It’s been a big year for Beth Sundstrom and Andrea DeMaria, co-directors of the Women’s Health Research Team at the College of Charleston.
Invited early in the year to be part of a Science for the People podcast about contraception, the pair has now been named one of Charlie Magazine’s 50 Most Progressive for their groundbreaking work in women’s health and reproductive rights.
“We’re approaching women’s health from different angles, using scientific research in behavioral and clinical health, as well as looking at communication and social marketing,” says Sundstrom, assistant professor of communication and public health. “The idea is to empower women and girls by giving them the best health information out there. We want to give women a voice in their own healthcare.”
Since Sundstrom and DeMaria, an assistant professor of public health, founded the Women’s Health Research Team in 2013, they have partnered with researchers, clinicians, practitioners and other women’s health organizations to bridge the gap between theory and practice and develop community-based public health interventions.
With six faculty members, three graduate research assistants and 17 undergraduate research assistants, the team of over 25 is currently working on an oral history of South Carolina women’s reproductive health, an on-campus campaign for long-acting reversible contraception (LARC) and the development of a collegiate recovery program for CofC students.
“Our students come from all disciplines: anything from biology and chemistry to international studies and art history – and of course health communication and public health,” says Sundstrom, who specializes in strategic health communication and encourages her students to find their own academic identity as researchers.
Sundstrom’s new book, Reproductive Justice and Women’s Voices: Health Communication Across the Lifespan, is the result of her in-depth interviews with women about how they perceived health issues and how they make decisions about their health.

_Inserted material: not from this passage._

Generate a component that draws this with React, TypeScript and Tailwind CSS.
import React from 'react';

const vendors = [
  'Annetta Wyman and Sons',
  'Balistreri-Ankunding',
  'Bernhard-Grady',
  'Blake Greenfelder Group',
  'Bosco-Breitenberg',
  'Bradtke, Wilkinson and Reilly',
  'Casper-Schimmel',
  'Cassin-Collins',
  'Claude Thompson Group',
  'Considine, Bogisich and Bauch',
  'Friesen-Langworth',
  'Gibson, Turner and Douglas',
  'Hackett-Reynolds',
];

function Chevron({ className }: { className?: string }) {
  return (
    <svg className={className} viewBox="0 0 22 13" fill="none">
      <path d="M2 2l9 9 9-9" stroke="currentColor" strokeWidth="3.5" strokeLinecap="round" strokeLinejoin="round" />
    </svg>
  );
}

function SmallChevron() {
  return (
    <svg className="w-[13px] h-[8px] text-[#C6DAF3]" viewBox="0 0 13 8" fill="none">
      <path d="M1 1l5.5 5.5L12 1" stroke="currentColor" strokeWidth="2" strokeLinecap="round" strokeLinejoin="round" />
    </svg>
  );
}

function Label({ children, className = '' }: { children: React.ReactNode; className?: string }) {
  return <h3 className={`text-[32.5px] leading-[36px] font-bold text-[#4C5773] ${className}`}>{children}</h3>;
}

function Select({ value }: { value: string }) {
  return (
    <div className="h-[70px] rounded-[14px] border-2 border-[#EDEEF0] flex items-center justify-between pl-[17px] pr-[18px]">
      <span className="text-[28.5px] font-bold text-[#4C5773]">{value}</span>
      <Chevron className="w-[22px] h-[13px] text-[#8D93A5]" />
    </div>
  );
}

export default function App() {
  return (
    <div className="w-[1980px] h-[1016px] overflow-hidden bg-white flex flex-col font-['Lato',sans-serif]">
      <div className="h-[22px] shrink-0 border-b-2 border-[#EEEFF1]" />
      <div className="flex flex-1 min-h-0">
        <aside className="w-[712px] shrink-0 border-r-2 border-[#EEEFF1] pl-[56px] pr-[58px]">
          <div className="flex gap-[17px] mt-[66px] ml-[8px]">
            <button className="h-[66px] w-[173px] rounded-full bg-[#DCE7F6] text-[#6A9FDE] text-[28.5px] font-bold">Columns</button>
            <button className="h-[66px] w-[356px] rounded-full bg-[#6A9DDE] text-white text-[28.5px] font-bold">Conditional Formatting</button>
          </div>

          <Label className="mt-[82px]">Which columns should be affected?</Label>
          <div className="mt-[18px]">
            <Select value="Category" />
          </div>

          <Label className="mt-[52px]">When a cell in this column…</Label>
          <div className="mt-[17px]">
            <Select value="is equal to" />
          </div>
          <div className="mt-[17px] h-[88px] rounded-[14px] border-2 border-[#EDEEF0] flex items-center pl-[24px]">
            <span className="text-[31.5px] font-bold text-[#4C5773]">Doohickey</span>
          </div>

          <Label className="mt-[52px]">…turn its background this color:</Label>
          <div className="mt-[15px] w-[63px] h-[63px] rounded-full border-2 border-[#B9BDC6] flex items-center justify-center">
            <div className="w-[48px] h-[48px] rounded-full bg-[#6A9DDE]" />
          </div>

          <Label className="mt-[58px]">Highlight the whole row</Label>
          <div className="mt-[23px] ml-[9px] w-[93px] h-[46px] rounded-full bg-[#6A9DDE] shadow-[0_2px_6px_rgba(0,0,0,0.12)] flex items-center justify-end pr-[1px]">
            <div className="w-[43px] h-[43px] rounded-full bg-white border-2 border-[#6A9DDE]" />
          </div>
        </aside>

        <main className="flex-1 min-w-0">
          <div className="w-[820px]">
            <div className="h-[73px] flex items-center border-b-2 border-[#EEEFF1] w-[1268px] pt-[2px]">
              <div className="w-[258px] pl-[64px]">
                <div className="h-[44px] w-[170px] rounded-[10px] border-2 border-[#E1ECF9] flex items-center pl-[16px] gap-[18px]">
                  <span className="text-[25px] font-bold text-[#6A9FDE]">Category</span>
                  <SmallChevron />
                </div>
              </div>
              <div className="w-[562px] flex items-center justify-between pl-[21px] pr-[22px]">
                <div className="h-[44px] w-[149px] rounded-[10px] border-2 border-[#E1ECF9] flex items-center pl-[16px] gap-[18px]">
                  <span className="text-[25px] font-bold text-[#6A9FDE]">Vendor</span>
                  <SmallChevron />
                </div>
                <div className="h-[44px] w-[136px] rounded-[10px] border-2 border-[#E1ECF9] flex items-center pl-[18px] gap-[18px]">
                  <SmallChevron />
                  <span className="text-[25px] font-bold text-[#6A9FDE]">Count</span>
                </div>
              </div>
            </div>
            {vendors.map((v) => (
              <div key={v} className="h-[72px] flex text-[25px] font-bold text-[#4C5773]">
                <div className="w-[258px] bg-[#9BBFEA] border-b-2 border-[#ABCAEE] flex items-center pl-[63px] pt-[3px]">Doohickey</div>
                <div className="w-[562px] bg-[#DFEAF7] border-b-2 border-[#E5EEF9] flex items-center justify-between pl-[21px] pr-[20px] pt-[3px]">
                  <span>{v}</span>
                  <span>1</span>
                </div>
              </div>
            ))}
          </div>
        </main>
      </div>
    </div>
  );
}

“What I found was that women trust their doctors, but they really negotiate their information: Their family and friends actually have more influence in their health decisions. Digging in further, we find that they’re looking for voices of other women – personal experiences from lay experts,” says Sundstrom, noting that women tend to seek out these resources online. “They want their information online. They’re savvy about negotiating information and knowing what’s valid. So, as public health communicators, this is where we can reach them. They want reliable sites where they can hear from other women.”